Well, my wife prevailed upon me to see The Constant Gardener this weekend. How can I say this gently: Don’t waste your money. A new tuberculosis strain is wreaking havoc across Africa, you see, and a corrupt pharmaceutical firm has developed an effective treatment that, sadly, has the unfortunate side effect of killing many of those taking the drug. We know this because UN aid workers in Kenya, using only the most rigorous of statistical analytic tools, say so. And so the poor Africans killed by this drug are secretly buried in lime pits, while the official records of their lives are expunged. Only Soviet-style airbrushing of photos failed to have been included. Meanwhile, the starlet—-Ms. Rachel Weisz, aka Tessa Quayle in the film—-learns that the evil pharmaceutical firm, aided by some corrupt British officials, is covering up the obvious evidence of the drug’s deadly effects because fixing the formula would cost millions and take considerable time during which the firm’s competitors could create their own effective drugs that would not kill people, thus cutting into the corrupt firm’s profits, etc., etc.
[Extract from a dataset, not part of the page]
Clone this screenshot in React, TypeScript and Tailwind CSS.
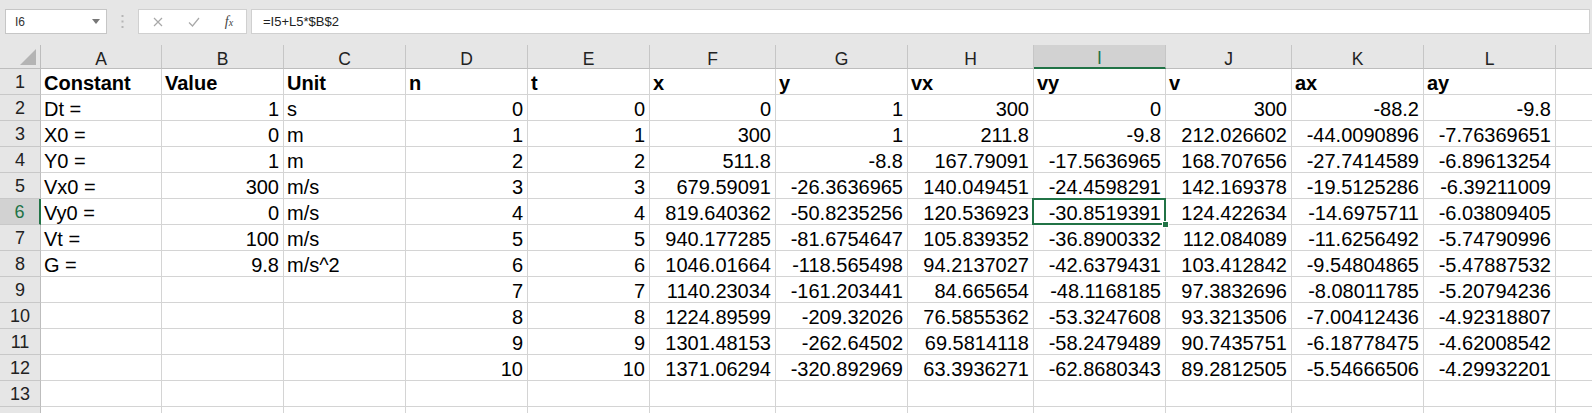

And this perfidy makes sense because the epidemic is likely to spread worldwide, creating a large demand for the drug, and suppression of the deadly side effects will guarantee a huge market in Asia and the West. It’s all about the money, you see.
Got that? Anyway, the evil pharmaceutical firm through its allies in Kenya arranges for the murder of the fair Tessa and her ally, a Kenyan doctor both humanitarian and seemingly the only man in the country both unpoor and uncorrupt, before they can expose the plot. After all, that is not the kind of direct-to-consumer advertising that sells medicine. And so Tessa’s loving husband Justin picks up the torch, exposes the evildoers for what they are, and then allows himself to be murdered by the same nefarious forces so that he can be together again with his beloved Tessa in heaven. Who says that Hollywood is not religious?
Well, if Big Pharma is motivated only by money, why would they expose themselves so crudely to the plaintiff’s bar in the West? After all, people would start dying in the West also; can we even imagine the sums that the juries would award in such cases? And would the FDA and the other regulatory agencies in Europe simply accept the results of such African “clinical trials?” And what about the brand name capital of the offending pharmaceutical firm? Does it not have a profit motive to protect it by marketing only drugs the benefits of which justify the downside risks?
This flick is so silly—-so Michael Moore-like in its excess and mendacity—-that the pharmaceutical industry has little to fear from it in terms of adverse p.r. It’s good thing, as Martha might put it, when those out to destroy capitalism prove themselves so crude.